When the truth is buried, go underground. Step into this new take on text-based adventure from the award-winning team behind Thomas Was Alone and Volume. A short story that hands you the fate of the world above, as a detective looking for answers on the Subsurface Circular.
Purchase Subsurface Circular by Bithell Studios on Steam. It was released on 17th August 2017 and at full price is £4.79. You can follow the game on Twitter.
I hadn’t heard anything about this game before I saw it on my front page on steam. I casually clicked it, reminding myself that I have an incredible backlog and can’t possibly buy more games and then found myself somehow with it in my library five minutes later. I have selective amnesia about the whole situation but since I now owned it, I clearly had to immediately play it.
Subsurface Circular is a short (approximately 90 minutes) visual novel from the maker of Thomas Was Alone and Volume. We play a detective Tek – a robot of the highest intelligence levels. In this universe, robots have been “freed” from ownership, yet still work for the human “management” and seem for all useful purposes, slaves, as they are assigned tasks which they must complete and reset when they’re needed for a different purpose. In the beginning of the game we meet a Tek who talks about his missing friend, and we decide that despite not being given the case by management, we are going to work on the disappearance of Teks and solve this crime.
It’s a neat sci-fi story that really makes you think about the rise of AI and robot sentience, about job replacement and how humanity would feel in this – potentially not that crazily distant – future. Whilst of course, we have no real reality of sentient AI, machinery causing human discontent by replacing certain jobs is certainly a relevant topic and only going to become more so. It was well written, thoughtful and logical with a few small puzzles to make it a little more than just reading. The atmosphere is perfect, from the music to the sound effects, from the graphics to the font and even the way the text pops up and you ask questions. The entire artistic aesthetic really felt authentic to me and allowed me to immerse myself and empathise completely with the robots I was talking – something that’s really important to take any genuine emotional impact from the ending.
There are no details I can give without being spoilery – and I would strongly recommend you don’t try to get more information as with such a short game, even a small spoiler will detract from the enjoyment and surprise. You’ll just have to trust me that the story develops in a satisfying way! In fact, the developer specifically requests in the game that Streamers and YouTubers don’t share past the third sequence. Obviously many people will ignore this, but I’ve chosen not to upload any screenshots past the first three sections as requested, and none of my screenshots contain dialogue that have story-relevant spoilers.
Don’t go expecting Gameplay. This is pure story.

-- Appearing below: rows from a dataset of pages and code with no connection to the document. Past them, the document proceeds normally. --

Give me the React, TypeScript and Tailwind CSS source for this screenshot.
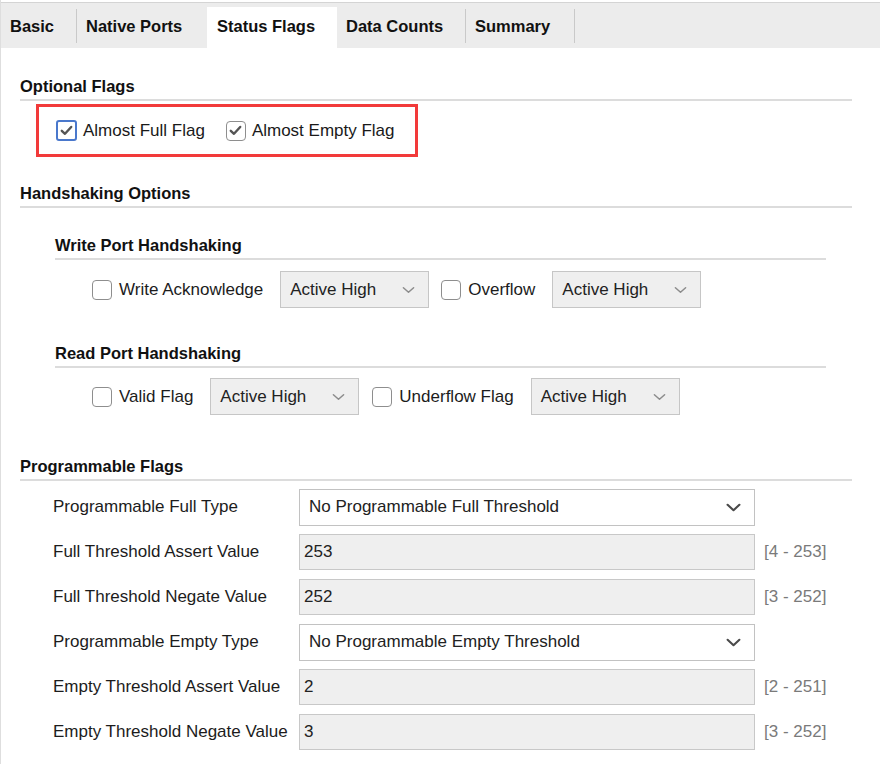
import type { ReactNode } from "react";

const tabs = [
  { label: "Basic", width: "w-[76px]", sep: true },
  { label: "Native Ports", width: "w-[130px]", sep: false },
  { label: "Status Flags", width: "w-[130px]", active: true, sep: false },
  { label: "Data Counts", width: "w-[129px]", sep: true },
  { label: "Summary", width: "w-[109px]", sep: true },
];

const progRows = [
  { label: "Programmable Full Type", value: "No Programmable Full Threshold", kind: "select" },
  { label: "Full Threshold Assert Value", value: "253", kind: "input", range: "[4 - 253]" },
  { label: "Full Threshold Negate Value", value: "252", kind: "input", range: "[3 - 252]" },
  { label: "Programmable Empty Type", value: "No Programmable Empty Threshold", kind: "select" },
  { label: "Empty Threshold Assert Value", value: "2", kind: "input", range: "[2 - 251]" },
  { label: "Empty Threshold Negate Value", value: "3", kind: "input", range: "[3 - 252]" },
];

function Chevron({ dark = false }: { dark?: boolean }) {
  return (
    <svg
      width={dark ? 15 : 13}
      height={dark ? 9 : 8}
      viewBox="0 0 14 8"
      fill="none"
      stroke={dark ? "#4a4a4a" : "#8c8c8c"}
      strokeWidth={dark ? 2 : 1.6}
      strokeLinecap="round"
      strokeLinejoin="round"
    >
      <path d="M1.5 1.5 L7 6.5 L12.5 1.5" />
    </svg>
  );
}

function Checkbox({ checked = false, focused = false }: { checked?: boolean; focused?: boolean }) {
  return (
    <div
      className={
        focused
          ? "flex h-[21px] w-[21px] shrink-0 items-center justify-center rounded-[3px] border-2 border-[#4a78cc] bg-white"
          : "flex h-[20px] w-[20px] shrink-0 items-center justify-center rounded-[4px] border-[1.5px] border-[#8e8e8e] bg-white"
      }
    >
      {checked && (
        <svg width="13" height="11" viewBox="0 0 13 11" fill="none" stroke="#555" strokeWidth="2.4" strokeLinecap="round" strokeLinejoin="round">
          <path d="M1.8 5.8 L5 8.8 L11.2 2" />
        </svg>
      )}
    </div>
  );
}

function Heading({ children, className = "", lineClass = "w-[832px]" }: { children: ReactNode; className?: string; lineClass?: string }) {
  return (
    <div className={className}>
      <div className="text-[16.5px] font-bold leading-[18px] text-[#111]">{children}</div>
      <div className={`mt-[4px] h-[2px] bg-[#dcdcdc] ${lineClass}`} />
    </div>
  );
}

function GraySelect() {
  return (
    <div className="flex h-[37px] w-[149px] shrink-0 items-center justify-between border border-[#c6c6c6] bg-[#efefef] pl-[9px] pr-[13px] text-[17px] text-[#222]">
      <span>Active High</span>
      <Chevron />
    </div>
  );
}

function HandshakeItem({ label, gap = "ml-[17px]" }: { label: string; gap?: string }) {
  return (
    <div className="flex items-center">
      <Checkbox />
      <span className="ml-[7px] text-[17px] text-[#1c1c1c]">{label}</span>
      <div className={gap}>
        <GraySelect />
      </div>
    </div>
  );
}

export default function App() {
  return (
    <div className="min-h-[764px] w-[880px] border-l border-[#dedede] bg-white pt-[2px] font-['Liberation_Sans',Arial,sans-serif] text-[#1a1a1a]">
      {/* Tab bar */}
      <div className="flex h-[46px] items-end border-t border-[#d4d4d4] bg-[#ececec]">
        {tabs.map((tab) => (
          <div
            key={tab.label}
            className={
              tab.active
                ? `flex h-[41px] ${tab.width} items-center bg-white pl-[10px] text-[16.5px] font-bold text-[#111]`
                : `flex h-[45px] ${tab.width} items-center justify-between self-start pl-[9px] text-[16.5px] font-bold text-[#111]`
            }
          >
            <span className={tab.active ? "pb-[2px]" : "pt-[2px]"}>{tab.label}</span>
            {tab.sep && <div className="h-[34px] w-px bg-[#c9c9c9]" />}
          </div>
        ))}
      </div>

      <div className="pl-[19px]">
        {/* Optional Flags */}
        <Heading className="mt-[29px]">Optional Flags</Heading>
        <div className="ml-[16px] mt-[3px] flex h-[53px] w-[382px] items-center border-[3px] border-[#f23a3a] pl-[17px] text-[17px]">
          <Checkbox checked focused />
          <span className="ml-[6px]">Almost Full Flag</span>
          <div className="ml-[21px]">
            <Checkbox checked />
          </div>
          <span className="ml-[6px]">Almost Empty Flag</span>
        </div>

        {/* Handshaking Options */}
        <Heading className="mt-[27px]">Handshaking Options</Heading>

        <div className="pl-[35px]">
          <Heading className="mt-[28px]" lineClass="w-[771px]">
            Write Port Handshaking
          </Heading>
          <div className="mt-[11px] flex items-center pl-[37px]">
            <HandshakeItem label="Write Acknowledge" />
            <div className="ml-[12px]">
              <HandshakeItem label="Overflow" />
            </div>
          </div>

          <Heading className="mt-[36px]" lineClass="w-[771px]">
            Read Port Handshaking
          </Heading>
          <div className="mt-[10px] flex items-center pl-[37px]">
            <HandshakeItem label="Valid Flag" />
            <div className="ml-[13px]">
              <HandshakeItem label="Underflow Flag" />
            </div>
          </div>
        </div>

        {/* Programmable Flags */}
        <Heading className="mt-[42px]">Programmable Flags</Heading>
        <div className="mt-[8px] flex flex-col gap-[9px] pl-[33px]">
          {progRows.map((row) => (
            <div key={row.label} className="flex h-[36px] items-center text-[17px]">
              <div className="w-[246px] shrink-0 text-[#1c1c1c]">{row.label}</div>
              {row.kind === "select" ? (
                <div className="flex h-[37px] w-[456px] items-center justify-between border border-[#c2c2c2] bg-white pl-[9px] pr-[13px] text-[#222]">
                  <span>{row.value}</span>
                  <Chevron dark />
                </div>
              ) : (
                <div className="flex h-[36px] w-[456px] items-center border border-[#c8c8c8] bg-[#efefef] pl-[4px] text-[#222]">
                  {row.value}
                </div>
              )}
              {row.range && <span className="ml-[9px] text-[#7a7a7a]">{row.range}</span>}
            </div>
          ))}
        </div>
      </div>
    </div>
  );
}
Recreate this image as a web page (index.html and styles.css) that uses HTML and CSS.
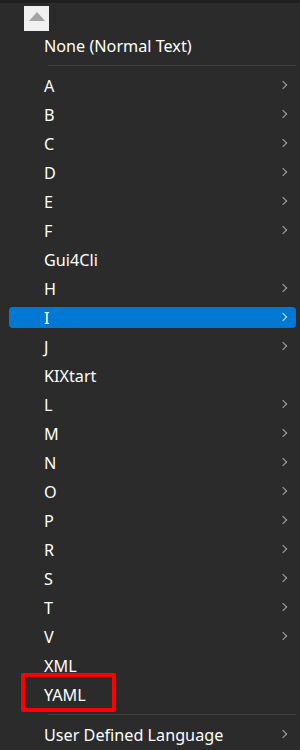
FILE: index.html
```html
<!DOCTYPE html>
<html lang="en">
<head>
  <meta charset="UTF-8">
  <meta name="viewport" content="width=device-width, initial-scale=1.0">
  <title>Language Menu</title>
  <link rel="stylesheet" href="styles.css">
</head>
<body>
  <div class="menu">
    <div class="top-strip"></div>
    <div class="scroll-area">
      <div class="scroll-up">
        <svg width="16" height="10" viewBox="0 0 16 10"><polygon points="8,0 16,9 0,9" fill="#a3a3a3"/></svg>
      </div>
    </div>

    <div class="item">None (Normal Text)</div>
    <div class="sep"></div>

    <div class="item sub">A</div>
    <div class="item sub">B</div>
    <div class="item sub">C</div>
    <div class="item sub">D</div>
    <div class="item sub">E</div>
    <div class="item sub">F</div>
    <div class="item">Gui4Cli</div>
    <div class="item sub">H</div>
    <div class="item sub active">I</div>
    <div class="item sub">J</div>
    <div class="item">KIXtart</div>
    <div class="item sub">L</div>
    <div class="item sub">M</div>
    <div class="item sub">N</div>
    <div class="item sub">O</div>
    <div class="item sub">P</div>
    <div class="item sub">R</div>
    <div class="item sub">S</div>
    <div class="item sub">T</div>
    <div class="item sub">V</div>
    <div class="item">XML</div>
    <div class="item marked">YAML</div>

    <div class="sep"></div>
    <div class="item sub">User Defined Language</div>
  </div>
</body>
</html>
```

FILE: styles.css
```css
body {
  margin: 0;
  background-color: #2b2b2b;
  font-family: "Noto Sans", "Open Sans", sans-serif;
  color: #ffffff;
}

.menu {
  width: 300px;
  height: 750px;
  overflow: hidden;
  background-color: #2b2b2b;
}

.top-strip {
  height: 3px;
  background-color: #1f1f1f;
}

.scroll-area {
  height: 28px;
  padding: 3px 0 0 24px;
  box-sizing: border-box;
}

.scroll-up {
  width: 25px;
  height: 25px;
  background-color: #f0f0f0;
  display: flex;
  justify-content: center;
  align-items: center;
}

.scroll-up svg {
  margin-top: -4px;
}

.item {
  position: relative;
  height: 29px;
  line-height: 30px;
  padding-left: 44px;
  font-size: 16.2px;
  white-space: nowrap;
}

/* chevron for items with a submenu */
.item.sub::after {
  content: "";
  position: absolute;
  right: 14px;
  top: 11px;
  width: 5px;
  height: 5px;
  border-top: 1.5px solid #a8a8a8;
  border-right: 1.5px solid #a8a8a8;
  transform: rotate(45deg);
}

.item.active::before {
  content: "";
  position: absolute;
  left: 9px;
  right: 4px;
  top: 4px;
  height: 21px;
  background-color: #0078d4;
  border-radius: 4px;
  z-index: -1;
}

.item.active {
  z-index: 0;
}

.item.active::after {
  border-color: #cfe3f5;
}

.item.marked::before {
  content: "";
  position: absolute;
  left: 21px;
  top: -7px;
  width: 87px;
  height: 31px;
  border: 4px solid #ff0000;
  border-radius: 2px;
}

.sep {
  height: 11px;
  display: flex;
  align-items: center;
  padding-left: 48px;
  padding-right: 4px;
}

.sep::before {
  content: "";
  flex: 1;
  height: 1px;
  background-color: #424242;
}
```
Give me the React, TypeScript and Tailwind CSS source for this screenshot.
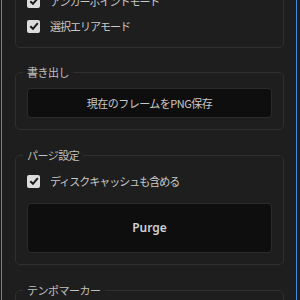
import React from 'react';

const jp = { fontFamily: '"Noto Sans CJK JP", "Noto Sans", sans-serif' };

const Check = ({ label }: { label: string }) => {
    return (
        <div className="flex h-[20px] items-center gap-[10px]">
            <span className="flex h-[13px] w-[13px] items-center justify-center rounded-[2px] bg-[#dcdcdc]">
                <svg width="10" height="10" viewBox="0 0 10 10">
                    <path d="M1.3 5.2 L4 7.8 L8.8 2.2" fill="none" stroke="#1a1a1a" strokeWidth="2" />
                </svg>
            </span>
            <span className="text-[11px] tracking-[-1px] text-[#c8c8c8]">{label}</span>
        </div>
    );
};

const Group = ({ title, children, className }: { title: string; children?: React.ReactNode; className?: string }) => {
    return (
        <fieldset className={`rounded-[5px] border border-[#2f2f2f] px-[11px] pt-[8px] pb-[11px] ${className ?? ''}`}>
            <legend className="-ml-[4px] px-[4px] text-[11px] leading-[16px] tracking-[-0.5px] text-[#c0c0c0]">
                {title}
            </legend>
            {children}
        </fieldset>
    );
};

const App = () => {
    return (
        <div className="h-[300px] w-[300px] overflow-hidden bg-[#1c1c1c]" style={jp}>
            <div className="ml-[1px] h-[300px] w-[296px] overflow-hidden border-x border-[#3d8be0] bg-[#1e1e1e] pl-[13px] pr-[12px]">
                <Group title="表示" className="-mt-[33px] pb-[8px]">
                    <div className="flex flex-col gap-[5px]">
                        <Check label="アンカーポイントモード" />
                        <Check label="選択エリアモード" />
                    </div>
                </Group>

                <Group title="書き出し" className="mt-[16px]">
                    <button className="flex h-[30px] w-full items-center justify-center rounded-[4px] border border-[#2b2b2b] bg-[#0e0e0e] text-[11px] tracking-[-0.5px] text-[#c8c8c8]">
                        現在のフレームをPNG保存
                    </button>
                </Group>

                <Group title="パージ設定" className="mt-[17px]">
                    <Check label="ディスクキャッシュも含める" />
                    <button
                        className="mt-[12px] flex h-[50px] w-full items-center justify-center rounded-[4px] border border-[#2b2b2b] bg-[#0e0e0e] text-[12px] font-semibold text-[#d0d0d0]"
                        style={{ fontFamily: '"Noto Sans", sans-serif' }}
                    >
                        Purge
                    </button>
                </Group>

                <Group title="テンポマーカー" className="mt-[17px] h-[60px]" />
            </div>
        </div>
    );
};

export default App;
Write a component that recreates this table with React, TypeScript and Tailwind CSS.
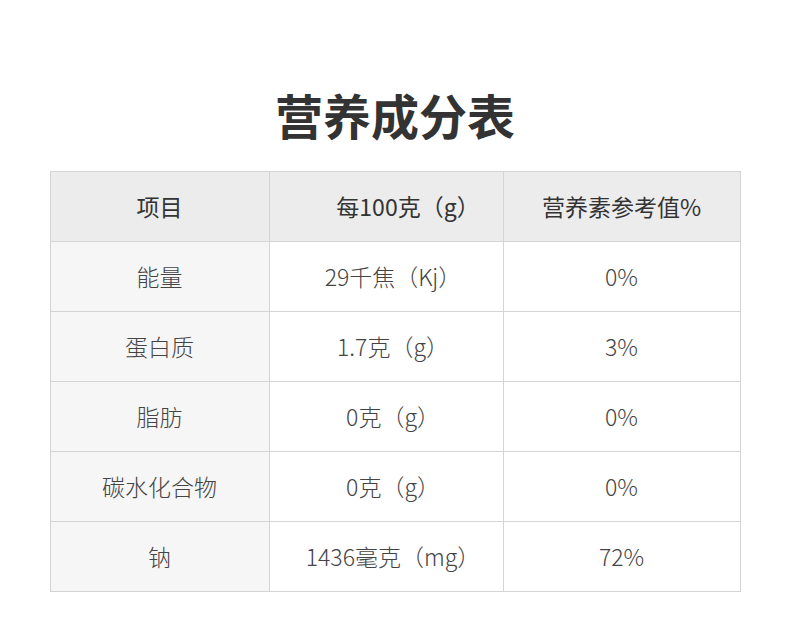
import React from "react";

const rows = [
  ["能量", "29千焦（Kj）", "0%"],
  ["蛋白质", "1.7克（g）", "3%"],
  ["脂肪", "0克（g）", "0%"],
  ["碳水化合物", "0克（g）", "0%"],
  ["钠", "1436毫克（mg）", "72%"],
];

export default function App() {
  return (
    <div
      className="w-[790px] h-[628px] bg-white flex flex-col items-center"
      style={{ fontFamily: '"Noto Sans CJK SC", "Noto Sans", sans-serif' }}
    >
      <h1 className="mt-[81px] h-[66px] flex items-center text-[48px] font-bold text-[#333] leading-none">
        营养成分表
      </h1>
      <div className="mt-[24px] w-[691px] border border-[#d4d4d4] grid grid-cols-[219px_234px_1fr]">
        <div className="h-[69px] bg-[#ececec] flex items-center justify-center text-[23px] font-normal text-[#333] border-r border-[#d4d4d4]">
          项目
        </div>
        <div className="h-[69px] bg-[#ececec] flex items-center justify-center pl-[44px] text-[23px] font-normal text-[#333] border-r border-[#d4d4d4]">
          每100克（g）
        </div>
        <div className="h-[69px] bg-[#ececec] flex items-center justify-center text-[23px] font-normal text-[#333]">
          营养素参考值%
        </div>
        {rows.map((r, i) => (
          <React.Fragment key={i}>
            <div className="h-[70px] bg-[#f6f6f6] flex items-center justify-center text-[23px] font-light text-[#444] border-t border-r border-[#d4d4d4]">
              {r[0]}
            </div>
            <div className="h-[70px] bg-white flex items-center justify-center pl-[14px] text-[23px] font-light text-[#444] border-t border-r border-[#d4d4d4]">
              {r[1]}
            </div>
            <div className="h-[70px] bg-white flex items-center justify-center text-[23px] font-light text-[#444] border-t border-[#d4d4d4]">
              {r[2]}
            </div>
          </React.Fragment>
        ))}
      </div>
    </div>
  );
}
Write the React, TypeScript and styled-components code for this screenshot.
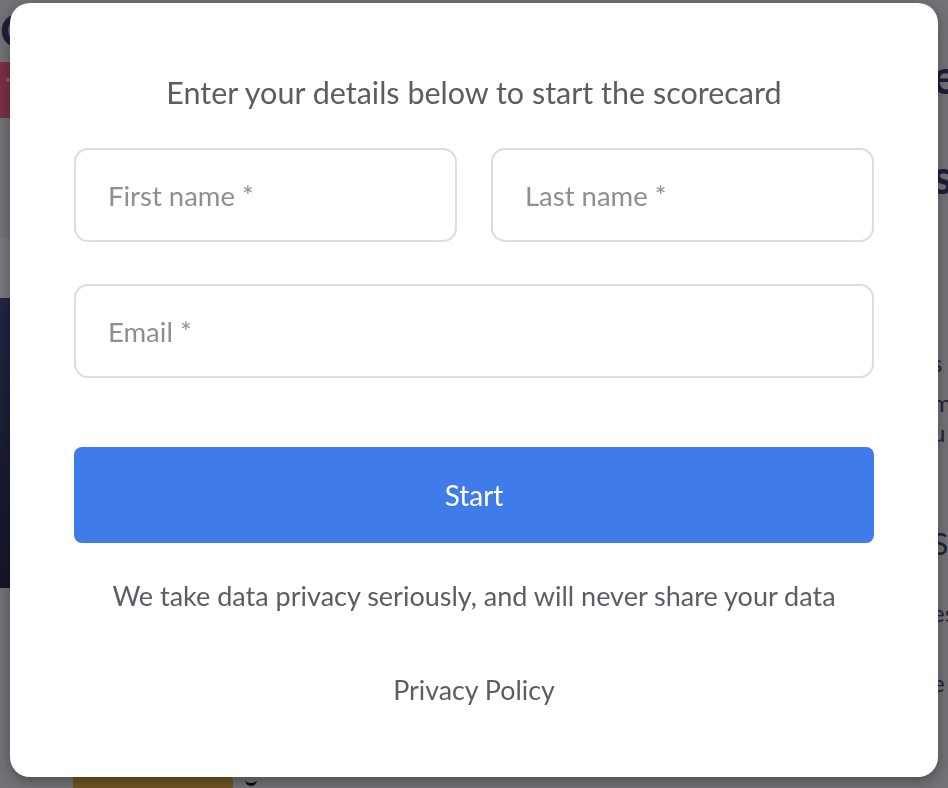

Gameplay wise there’s not much as this is a visual novel – it is purely clicking the dialogue you want. There is an option at the ending, but this is the only relevant option in the game. The rest will be experienced the same by everyone. If you want to feel like you make an impact or have choices, this is not the game for you. But if you want to be engaged in a story that makes you think, set in a medium that really feels atmospheric then I highly recommend it. I did like the fact that you can set your reading speed as reading faster than the dialogue pops up is very frustrating for a speedy reader.
And it’s a short story.
The game is short, there is no beating around the bush but if like me, you read the store description, then you’ll know that going in. The developer makes it clear you can complete the game in under 2 hours and as he mentions, this technically means you can complete it and get a refund. If you’re planning on completing it and then refunding it, just take a moment to think about how much work goes into making a good game like this – and how honest and upfront the developer was about the playtime. I do think that even at 90 minutes, this game offers excellent entertainment for $5, but I’m also an avid reader, and have no problem paying $5 every week for a new book.
Hankering for more.
The game was almost flawless; but I did feel a bit disappointed about the ending. Not the way the game ended itself, but I felt the last sequence or two felt rushed and as if a chunk was missing from the story. We took a big leap at a critical point and then the ending was there. I would have loved if this game had different options and endings, or if there had been a few more sequences as it didn’t quite feel perfect. Considering this is such a small indie development; perhaps budgetary constraints were at work. Maybe I’m just greedy, but I’d have happily paid double to experience more of this world.
This game definitely won’t be for everyone. I would recommend it especially to those who enjoy reading books or with a particular interest in the philosophy of future AI, especially if you’ve read any Asimov (who is quite heavily referenced in the game).